So, for me, this VI library will be a great tool, giving me the opportunity to record all these movements almost synced with the picture.
Plus the sounds seem to have good quality/variety.
As soon as I have a project which need a lot of foley, i'll buy it


----------



## X-Bassist (Feb 2, 2020)

To add to what M said above, I’m another composer/sound designer/mixer for films who prefers to perform foley to picture, just as I compose music to picture, in real time. I’ve gotten a lot of milage out of Foleyart and Edward’s Ultimate Foley, and am always looking to add more. Often with props and audience material I have to make my own instruments, but it’s well worth the time and Kontakt is easy to setup if you don’t need scripting.

As far as this instrument, it’s a good start. Most foley is mixed with a low pass and high pass filters to get rid of the extra crispiness and low end that can come with a flat close up recording, when in real life our ears are much farther away from the sound source.
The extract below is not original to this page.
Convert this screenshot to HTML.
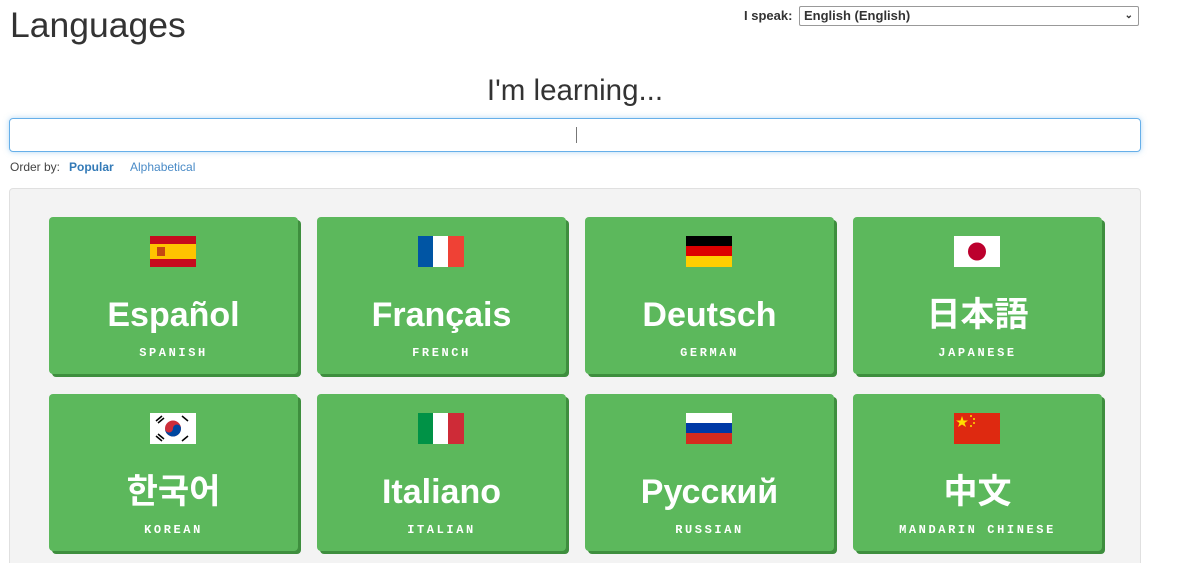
<!DOCTYPE html>
<html><head><meta charset="utf-8"><style>
html,body{margin:0;width:1198px;height:563px;overflow:hidden}
body{background:#fff;font-family:"Liberation Sans",Arial,sans-serif;color:#333;position:relative}
.a{position:absolute}
h1{position:absolute;left:10px;top:5px;margin:0;font-size:35.5px;font-weight:normal;color:#333}
.panel{position:absolute;left:9px;top:188px;width:1130px;height:400px;background:#f3f3f3;border:1px solid #e0e0e0;border-radius:4px}
.card{position:absolute;width:249px;height:157px;background:#5cb85c;border-radius:4px;box-shadow:3px 3px 0 #3e8e3e;color:#fff;text-align:center}
.flag{position:absolute;left:101px;top:19px;width:46px;height:31px}
.t{position:absolute;left:0;right:0;top:77px;font-size:34px;font-weight:bold;line-height:42px;font-family:"Liberation Sans","Noto Sans CJK JP",sans-serif}
.s{position:absolute;left:0;right:0;top:129px;font-size:12px;font-weight:bold;letter-spacing:2.6px;font-family:"Liberation Mono",monospace}
</style></head><body>
<h1>Languages</h1>
<div class="a" style="left:744px;top:8px;font-size:13px;font-weight:bold;color:#333">I speak:</div>
<div class="a" style="left:799px;top:6px;width:340px;border:1px solid #999;border-radius:2px;font-size:13px;font-weight:bold;line-height:18px;padding-left:4px;box-sizing:border-box;height:20px">English (English)<span style="position:absolute;right:5px;top:0;font-size:10px">&#8964;</span></div>
<div class="a" style="left:0;width:1150px;top:74px;text-align:center;font-size:29.5px;color:#333">I'm learning...</div>
<div class="a" style="left:9px;top:118px;width:1132px;height:34px;box-sizing:border-box;border:1px solid #66afe9;border-radius:4px;box-shadow:0 0 6px rgba(102,175,233,.5)"><div class="a" style="left:566px;top:8px;width:1px;height:16px;background:#777"></div></div>
<div class="a" style="left:10px;top:160px;font-size:12px;color:#444">Order by:</div>
<div class="a" style="left:69px;top:160px;font-size:12px;font-weight:bold;color:#337ab7">Popular</div>
<div class="a" style="left:130px;top:160px;font-size:12px;color:#4a8bc7">Alphabetical</div>
<div class="panel"></div>

<div class="card" style="left:49px;top:217px">
<svg class="flag" viewBox="0 0 46 31"><rect width="46" height="31" fill="#c60b1e"/><rect y="8" width="46" height="15" fill="#ffc400"/><rect x="7" y="11" width="8" height="9" fill="#ad1519" opacity=".7"/></svg>
<div class="t">Español</div><div class="s">SPANISH</div></div>
<div class="card" style="left:317px;top:217px">
<svg class="flag" viewBox="0 0 46 31"><rect width="16" height="31" fill="#0055a4"/><rect x="15" width="16" height="31" fill="#fff"/><rect x="30" width="16" height="31" fill="#ef4135"/></svg>
<div class="t">Français</div><div class="s">FRENCH</div></div>
<div class="card" style="left:585px;top:217px">
<svg class="flag" viewBox="0 0 46 31"><rect width="46" height="11" fill="#000"/><rect y="10" width="46" height="11" fill="#dd0000"/><rect y="20" width="46" height="11" fill="#ffce00"/></svg>
<div class="t">Deutsch</div><div class="s">GERMAN</div></div>
<div class="card" style="left:853px;top:217px">
<svg class="flag" viewBox="0 0 46 31"><rect width="46" height="31" fill="#fff"/><circle cx="23" cy="15.5" r="9" fill="#bc002d"/></svg>
<div class="t">日本語</div><div class="s">JAPANESE</div></div>

<div class="card" style="left:49px;top:394px">
<svg class="flag" viewBox="0 0 46 31"><rect width="46" height="31" fill="#fff"/><circle cx="23" cy="15.5" r="8" fill="#cd2e3a"/><path d="M15 15.5a8 8 0 0 0 16 0a4 4 0 0 0-8 0a4 4 0 0 1-8 0z" fill="#0047a0"/><g stroke="#000" stroke-width="1.5"><path d="M6 8l6-5M8 10l6-5M32 3l6 5M32 28l6-5M6 23l6 5M8 21l6 5"/></g></svg>
<div class="t">한국어</div><div class="s">KOREAN</div></div>
<div class="card" style="left:317px;top:394px">
<svg class="flag" viewBox="0 0 46 31"><rect width="16" height="31" fill="#009246"/><rect x="15" width="16" height="31" fill="#fff"/><rect x="30" width="16" height="31" fill="#ce2b37"/></svg>
<div class="t">Italiano</div><div class="s">ITALIAN</div></div>
<div class="card" style="left:585px;top:394px">
<svg class="flag" viewBox="0 0 46 31"><rect width="46" height="11" fill="#fff"/><rect y="10" width="46" height="11" fill="#0039a6"/><rect y="20" width="46" height="11" fill="#d52b1e"/></svg>
<div class="t">Русский</div><div class="s">RUSSIAN</div></div>
<div class="card" style="left:853px;top:394px">
<svg class="flag" viewBox="0 0 46 31"><rect width="46" height="31" fill="#de2910"/><polygon points="8,3 9.5,7.5 14,7.5 10.5,10 12,14 8,11.5 4,14 5.5,10 2,7.5 6.5,7.5" fill="#ffde00"/><g fill="#ffde00"><circle cx="17" cy="3" r="1"/><circle cx="20" cy="6" r="1"/><circle cx="20" cy="10" r="1"/><circle cx="17" cy="13" r="1"/></g></svg>
<div class="t">中文</div><div class="s">MANDARIN CHINESE</div></div>
</body></html>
So I would have to hear it mixed that way to get a sense of how it works, and in the film mix examples it is left too flat. Hopefully I will get a chance to test it out soon (perhaps there could be a cut down version like with Foleyart and EUF?) The layout and sample start functions look great, I just wish there was a more distant mic recorded, to better match picture. But that requires a great foley room as well (with few reflections to work for an outdoor shot), so that might be a big ask. Like with instruments, it’s more useful on louder sounds, so small things like paper, writing, cloth rustle, it’s not a big deal.

I hope the field grows. There are a few developers getting into it. This could get extended to car foley, kitchen foley, shopping carts, skateboards... Editing this stuff over and over (esp on docu’s) can be a hassle that turns into a pleasure with a couple quick passes and some midi tweaking. Even getting last minute notes I can add something quick during the mix. Not really possible with a foley recording session. TBH I still pull out a mic and a few props to record a quick cue, but that’s when I know I have nothing good for it in a library.


----------



## danwool (Feb 2, 2020)

This last post brings up a good point. Are there plans to expand and add specialized libraries to CSFL? The document posted above has a lot on it (including dog toe nails!), but I can easily see the need for more and specialized foley libraries. It seems like a lot of work went into the instrument. Adding expansion libraries would make sense I'd think.


----------



## muadgil (Feb 2, 2020)

X-bass you pointed something that would be very useful: having the possibility to blend different mic positions. Let's say close/2m/large. It would be perfect and foley would blend more easily into a realistic mix, and add the possibility to be able to deal with moving characters on the fly.
Or as an alternative to mics, I imagine additional settings integrated in the player, like a convolution reverb with 2 sliders (wet and dry), with the usual post production reverb choices : bedroom, living rooms, bathroom, hall etc.. And a little 3 band parametric EQ.
And I guess the possibility to add your own foley would be an interesting feature.
It would make this library even more versatile and workhorsy.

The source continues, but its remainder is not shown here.